## STATED GOAL
Count how many lines of the material hold "this". Respond with that number alone.

## PROVIDED INFORMATION

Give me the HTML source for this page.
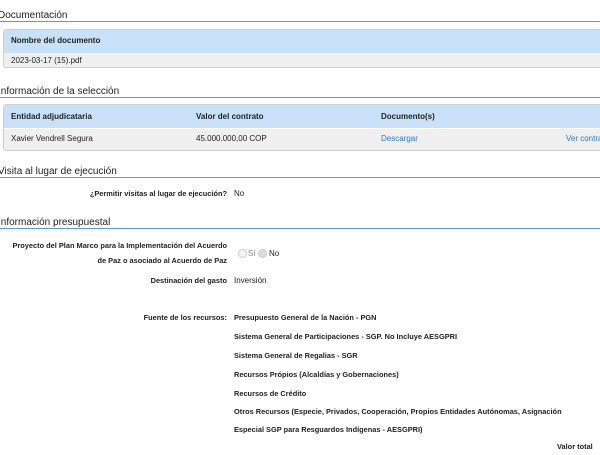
<!DOCTYPE html>
<html><head><meta charset="utf-8"><style>
*{margin:0;padding:0;box-sizing:border-box}
body{width:600px;height:455px;overflow:hidden;background:#fff;font-family:"Liberation Sans",Arial,sans-serif;color:#222;position:relative}
.a{position:absolute;white-space:nowrap}
.h{font-size:10px;color:#222}
.ln{position:absolute;left:0;width:600px;height:1px;background:#5b9ae0}
.b{font-weight:bold;font-size:8px}
.l{font-weight:bold;font-size:7.4px}
.t{font-size:8px}
.box{position:absolute;left:3px;width:600px;border:1px solid #cfcfcf;border-radius:3px;overflow:hidden;background:#efefef}
.hd{background:#c8e1f8}
a{color:#2a7ae2;text-decoration:none}
.rad{position:absolute;width:9px;height:9px;border-radius:50%;border:1px solid #ccc;background:#f5f5f5}
</style></head><body>
<div class="a h" style="left:-2px;top:10px">Documentación</div>
<div class="ln" style="top:21px"></div>
<div class="box" style="top:29px;height:39px">
 <div class="hd" style="height:23px"></div>
</div>
<div class="a b" style="left:11px;top:36px">Nombre del documento</div>
<div class="a t" style="left:11px;top:56px">2023-03-17 (15).pdf</div>

<div class="a h" style="left:-2px;top:86px">Información de la selección</div>
<div class="ln" style="top:97px"></div>
<div class="box" style="top:104px;height:47px">
 <div class="hd" style="height:24px;border-bottom:1px solid #fff"></div>
</div>
<div class="a b" style="left:11px;top:112px">Entidad adjudicataria</div>
<div class="a b" style="left:196px;top:112px">Valor del contrato</div>
<div class="a b" style="left:381px;top:112px">Documento(s)</div>
<div class="a t" style="left:11px;top:134px">Xavier Vendrell Segura</div>
<div class="a t" style="left:196px;top:134px">45.000.000,00 COP</div>
<div class="a t" style="left:381px;top:134px"><a>Descargar</a></div>
<div class="a t" style="left:566px;top:134px"><a>Ver contrato</a></div>

<div class="a h" style="left:-2px;top:166px">Visita al lugar de ejecución</div>
<div class="ln" style="top:177px"></div>
<div class="a l" style="right:373px;top:189px">¿Permitir visitas al lugar de ejecución?</div>
<div class="a t" style="left:234px;top:189px">No</div>

<div class="a h" style="left:-2px;top:217px">Información presupuestal</div>
<div class="ln" style="top:228px"></div>
<div class="a l" style="right:373px;top:241px">Proyecto del Plan Marco para la Implementación del Acuerdo</div>
<div class="a l" style="right:373px;top:256px">de Paz o asociado al Acuerdo de Paz</div>
<div class="rad" style="left:238px;top:249px"></div>
<div class="a t" style="left:248px;top:249px;color:#888;line-height:10px">Sí</div>
<div class="rad" style="left:258px;top:249px;background:#ddd"></div>
<div class="a t" style="left:269px;top:249px;line-height:10px">No</div>
<div class="a l" style="right:373px;top:276px">Destinación del gasto</div>
<div class="a t" style="left:234px;top:276px">Inversión</div>
<div class="a l" style="right:373px;top:313px">Fuente de los recursos:</div>
<div class="a l" style="left:234px;top:313px">Presupuesto General de la Nación - PGN</div>
<div class="a l" style="left:234px;top:332px">Sistema General de Participaciones - SGP. No Incluye AESGPRI</div>
<div class="a l" style="left:234px;top:351px">Sistema General de Regalias - SGR</div>
<div class="a l" style="left:234px;top:370px">Recursos Própios (Alcaldías y Gobernaciones)</div>
<div class="a l" style="left:234px;top:389px">Recursos de Crédito</div>
<div class="a l" style="left:234px;top:407px">Otros Recursos (Especie, Privados, Cooperación, Propios Entidades Autónomas, Asignación</div>
<div class="a l" style="left:234px;top:425px">Especial SGP para Resguardos Indígenas - AESGPRI)</div>
<div class="a l" style="left:557px;top:442px">Valor total</div>
</body></html>
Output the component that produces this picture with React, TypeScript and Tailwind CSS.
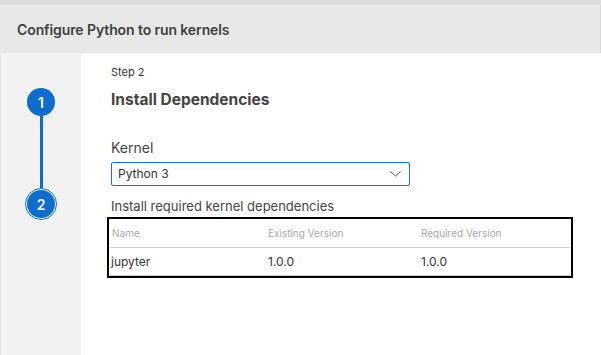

## RESPONSE TO THE TASK
2